Landlord Denied Discovery in Non-Primary Residence Case

Landlord Denied Discovery in Non-Primary Residence Case

On Behalf of Manhattan Tenant Rights & Representation Attorney |

“Discovery” is generally where a party to a legal proceeding is required to provide the other party with documents and sit for a “deposition” to help that party prove its case. (It can also involve production of videotapes, medical examinations, inspection of premises, etc.) A “deposition” is where the attorney for the party conducting the deposition asks either the other party, or another person, questions that will help prove his client’s case. Both the documents and the questioning at a deposition can be very broad. The information elicited can be anything that either directly or indirectly leads to facts which help the party seeking discovery prove its claim. Discovery is very invasive, often requiring the production of hundreds of pages of documents including tax returns, bank records, credit card records, insurance records, wills, etc.

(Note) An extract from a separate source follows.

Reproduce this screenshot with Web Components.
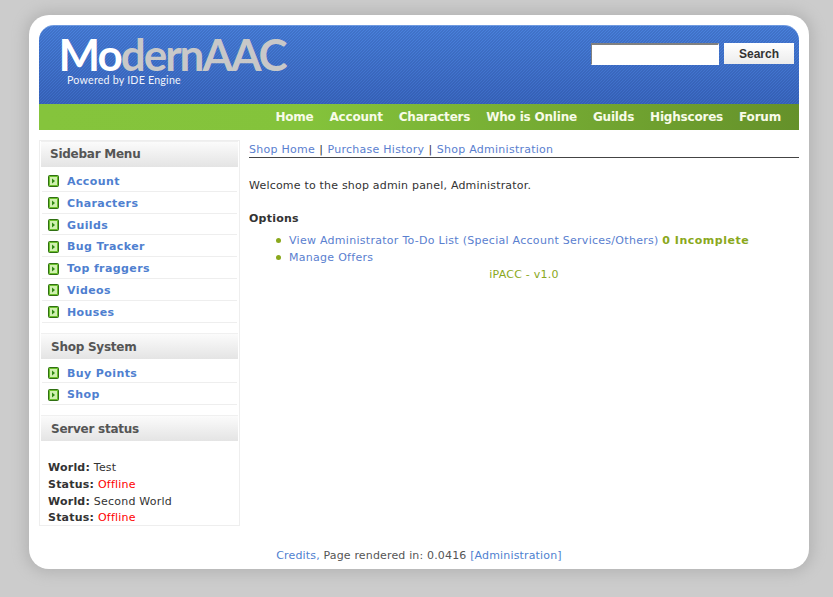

In general (in New York Civil Court or Supreme Court) discovery is “as of right” which means that a party does not have to ask the court’s permission to demand documents and a deposition. In Housing Court, however, a landlord has to show “ample need” for discovery, which requires making a motion to the court. Ample need requires six things: 1) whether the petitioner has asserted facts to establish a cause of action; 2) where there is need to determine information directly related to the cause of action; 3) whether the requested disclosure is carefully tailored and likely to clarify disputed facts; 4) whether prejudice will result from granting disclosure; 5) whether prejudice can be alleviated by an order of the court; 6) whether the court can structure discovery so that pro se tenants will be protected. These rules were first enunciated in the case of NYU v. Farkas in 1983. Despite the “ample need” standard, the Housing Court judges have so routinely granted discovery to landlords in “non-primary residence” cases that many tenant attorneys now simply consent to discovery before the landlord even makes a motion. (Tenants are also entitled to discovery in some cases, such as “owner’s use” proceedings.)

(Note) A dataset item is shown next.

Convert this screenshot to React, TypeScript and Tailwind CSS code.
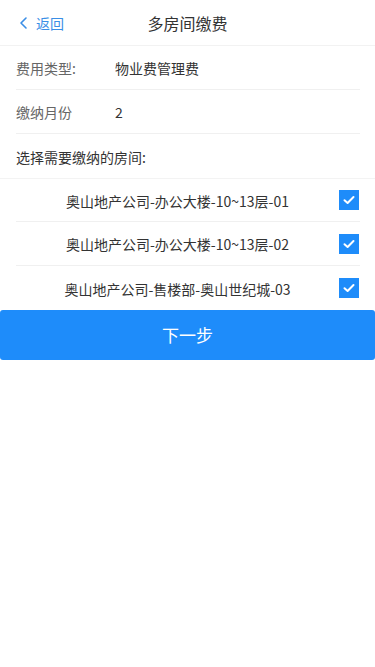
import React from "react";

const rooms = [
  "奥山地产公司-办公大楼-10~13层-01",
  "奥山地产公司-办公大楼-10~13层-02",
  "奥山地产公司-售楼部-奥山世纪城-03",
];

function Check() {
  return (
    <div className="w-5 h-5 bg-[#1e8cfa] flex items-center justify-center">
      <svg width="14" height="14" viewBox="0 0 14 14" fill="none">
        <path d="M2.5 7.2 L5.6 10 L11.5 4" stroke="white" strokeWidth="2" strokeLinecap="round" strokeLinejoin="round" />
      </svg>
    </div>
  );
}

export default function App() {
  return (
    <div
      className="w-[375px] min-h-[667px] bg-white text-[14px] text-[#333]"
      style={{ fontFamily: '"Noto Sans CJK SC", "Liberation Sans", sans-serif' }}
    >
      <div className="h-[46px] relative flex items-center justify-center border-b border-[#f2f2f2]">
        <div className="absolute left-[18px] top-0 h-full flex items-center text-[#3a8ee6] text-[14px] pt-[1px]">
          <svg width="12" height="14" viewBox="0 0 12 14" fill="none" className="mr-[6px]">
            <path d="M8 2 L3 7 L8 12" stroke="#3a8ee6" strokeWidth="1.6" strokeLinecap="round" strokeLinejoin="round" />
          </svg>
          返回
        </div>
        <div className="text-[16px] text-[#333] pt-[1px]">多房间缴费</div>
      </div>
      <div className="pl-4 pr-[15px]">
        <div className="h-[44px] flex items-center border-b border-[#f0f0f0] pt-[2px]">
          <span className="w-[99px] text-[#666]">费用类型:</span>
          <span>物业费管理费</span>
        </div>
        <div className="h-[44px] flex items-center border-b border-[#f0f0f0] pt-[2px]">
          <span className="w-[99px] text-[#666]">缴纳月份</span>
          <span>2</span>
        </div>
        <div className="h-[44px] flex items-center pt-[2px]">
          <span>选择需要缴纳的房间:</span>
        </div>
      </div>
      <div className="h-[1px] bg-[#f3f3f3]" />
      <div className="pl-4 pr-[15px]">
        {rooms.map((r, i) => (
          <div
            key={r}
            className={
              i === 0
                ? "h-[43px] flex items-center border-b border-[#f0f0f0]"
                : i === 1
                ? "h-[44px] flex items-center border-b border-[#f0f0f0]"
                : "h-[44px] flex items-center"
            }
          >
            <div className="flex-1 text-center pt-[2px]">{r}</div>
            <div className="w-[20px] mr-[1px]">
              <Check />
            </div>
          </div>
        ))}
      </div>
      <div className="h-[50px] rounded-[3px] bg-[#1e8cfa] flex items-center justify-center text-white text-[17px]">
        下一步
      </div>
    </div>
  );
}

In a recent precedent setting case, where the tenant was represented by Samuel Himmelstein of HMGJ, however, one Housing Court judge denied discovery to a landlord in a non-primary residence case. In Ennismore v. Foster, the landlord alleged that the tenant, a rent-stabilized tenant in Manhattan, went by another name and lived in White Plains. The landlord also alleged that the tenant lived at two other addresses in Manhattan. Finally, the landlord alleged that its doormen saw the tenant leaving the apartment in the evening and coming home in the morning. The landlord moved for discovery. The tenant opposed the landlord’s motion for discovery and moved for summary judgment. In its cross-motion, the tenant argued that this was a case of mistaken identity, that he was never known by another name, that the other addresses in Manhattan were offices where he worked years ago and that the affidavits of the doormen were vague, conclusory and contradictory.

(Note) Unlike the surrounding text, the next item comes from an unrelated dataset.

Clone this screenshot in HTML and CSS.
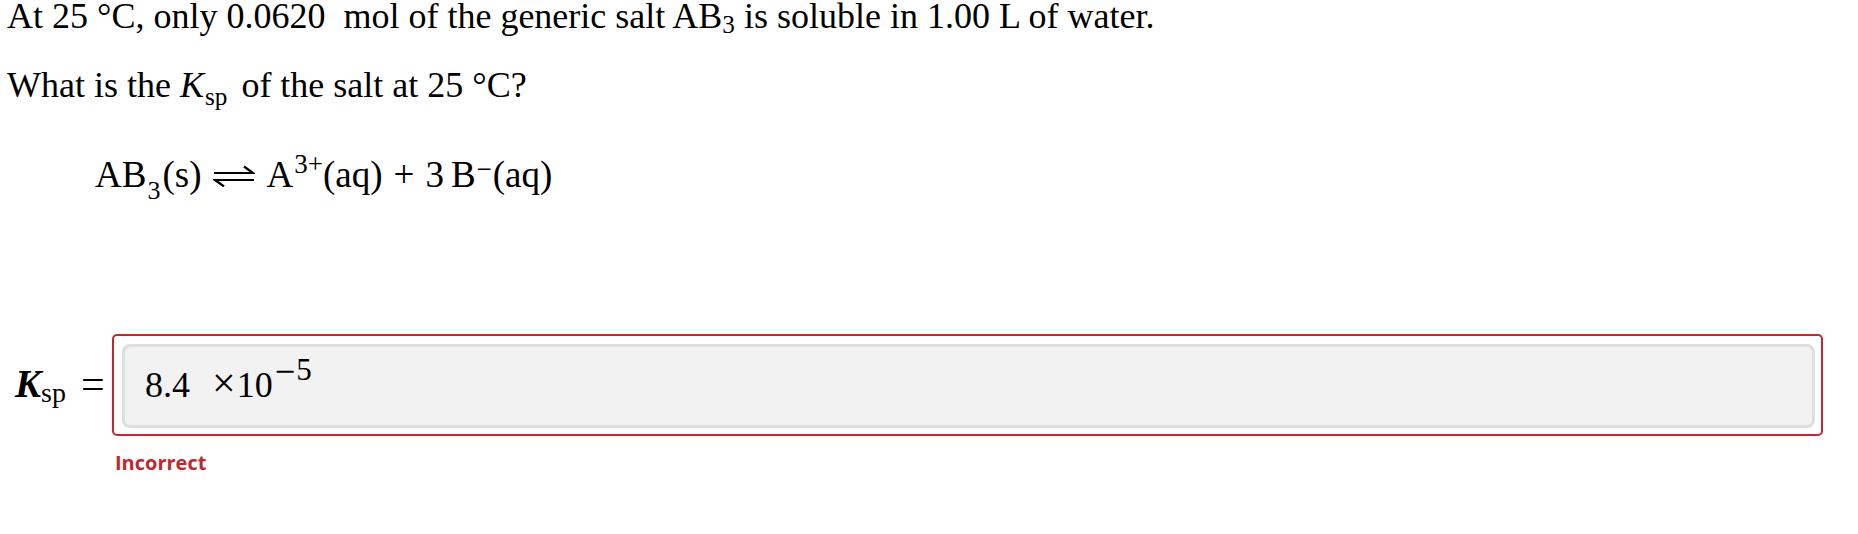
FILE: index.html
```html
<!DOCTYPE html>
<html>
<head>
<meta charset="utf-8">
<link rel="stylesheet" href="styles.css">
</head>
<body>
<div class="page">
  <p class="q q1">At 25 °C, only 0.0620&nbsp; mol of the generic salt AB<sub class="sub">3</sub> is soluble in 1.00 L of water.</p>
  <p class="q q2">What is the <i class="kvar">K</i><sub class="sub sp">sp</sub> of the salt at 25 °C?</p>
  <div class="eq"><span>AB</span><sub class="esub">3</sub><span class="paren-s">(s)</span><svg class="arrow" width="42" height="22" viewBox="0 0 42 22"><path d="M1 8 H40 L31 1.5" fill="none" stroke="#000" stroke-width="2.2"/><path d="M41 15 H2 L11 21.5" fill="none" stroke="#000" stroke-width="2.2"/></svg><span>A</span><sup class="esup">3+</sup><span>(aq)</span><span class="op">+</span><span>3</span><span class="thin"></span><span>B</span><sup class="esup minus">−</sup><span>(aq)</span></div>
  <div class="answer-row">
    <div class="label"><b class="kb">K</b><sub class="lsub">sp</sub><span class="eqsign">=</span></div>
    <div class="field-col">
      <div class="outer">
        <div class="inner">8.4<span class="times"><span class="x">×</span>10</span><sup class="exp"><span class="m">−</span>5</sup></div>
      </div>
      <div class="status">Incorrect</div>
    </div>
  </div>
</div>
</body>
</html>
```

FILE: styles.css
```css
html, body {
  margin: 0;
  padding: 0;
  background: #fff;
}
.page {
  font-family: "Liberation Serif", "Times New Roman", serif;
  font-size: 36px;
  color: #000;
  padding-left: 7px;
}
.q {
  margin: 0;
  line-height: 30px;
}
.q1 {
  padding-top: 1px;
}
.q2 {
  margin-top: 39px;
}
.sub {
  font-size: 0.7em;
  vertical-align: -0.18em;
  line-height: 0;
}
.sub.sp {
  vertical-align: -0.3em;
  margin-left: 1px;
  margin-right: 5px;
}
.kvar {
  font-style: italic;
}
.eq {
  margin-top: 60px;
  padding-left: 88px;
  line-height: 30px;
  font-size: 37px;
  white-space: nowrap;
}
.esub {
  font-size: 26px;
  vertical-align: -12px;
  line-height: 0;
  margin-left: 1px;
  margin-right: 2px;
}
.esup {
  font-size: 27px;
  vertical-align: 14px;
  line-height: 0;
  margin-left: 1px;
}
.esup.minus {
  vertical-align: 9px;
  margin-right: 1px;
}
.arrow {
  vertical-align: 0;
  margin: 0 11px 0 12px;
}
.op {
  margin: 0 11px 0 11px;
}
.thin {
  display: inline-block;
  width: 7px;
}
.answer-row {
  margin-top: 143px;
  display: flex;
  align-items: baseline;
}
.label {
  margin-left: 8px;
  width: 97px;
  flex: none;
  white-space: nowrap;
}
.kb {
  font-weight: bold;
  font-style: italic;
  font-size: 39px;
}
.lsub {
  font-size: 28px;
  vertical-align: -5px;
  line-height: 0;
}
.eqsign {
  margin-left: 15px;
  font-size: 42px;
  vertical-align: -1px;
  line-height: 0;
}
.field-col {
  flex: 1;
  margin-right: 35px;
}
.outer {
  border: 2px solid #c1272d;
  border-radius: 5px;
  padding: 8px 6px 6px 8px;
}
.inner {
  box-sizing: border-box;
  height: 84px;
  border: 3px solid #dedede;
  border-radius: 8px;
  background: #f2f2f2;
  padding: 20px 0 0 20px;
  line-height: 36px;
  white-space: nowrap;
}
.times {
  margin-left: 22px;
}
.x {
  font-size: 42px;
  line-height: 0;
  margin-right: 1px;
}
.exp {
  font-size: 31px;
  vertical-align: 17px;
  line-height: 0;
  margin-left: 1px;
}
.exp .m {
  font-family: "DejaVu Serif", serif;
  font-size: 27px;
}
.status {
  margin-top: 13px;
  margin-left: 3px;
  font-family: "Open Sans", sans-serif;
  font-weight: 700;
  font-size: 20px;
  line-height: 27px;
  color: #c1272d;
}
```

The court agreed with the tenant that the affidavits submitted by the landlord were vague, conclusory and contradictory and found that the landlord did not therefore state sufficient facts to show ample need warranting discovery. The court denied the landlords’ motion for discovery but also denied the tenant’s cross-motion for summary judgment, finding that there were factual issues in dispute.

The big question is whether the case will usher in a new period where Housing Court judges will not just routinely grant discovery to landlords in non-primary residence cases. That would greatly benefit tenants and reduce the number of holdover cases that are brought on flimsy grounds.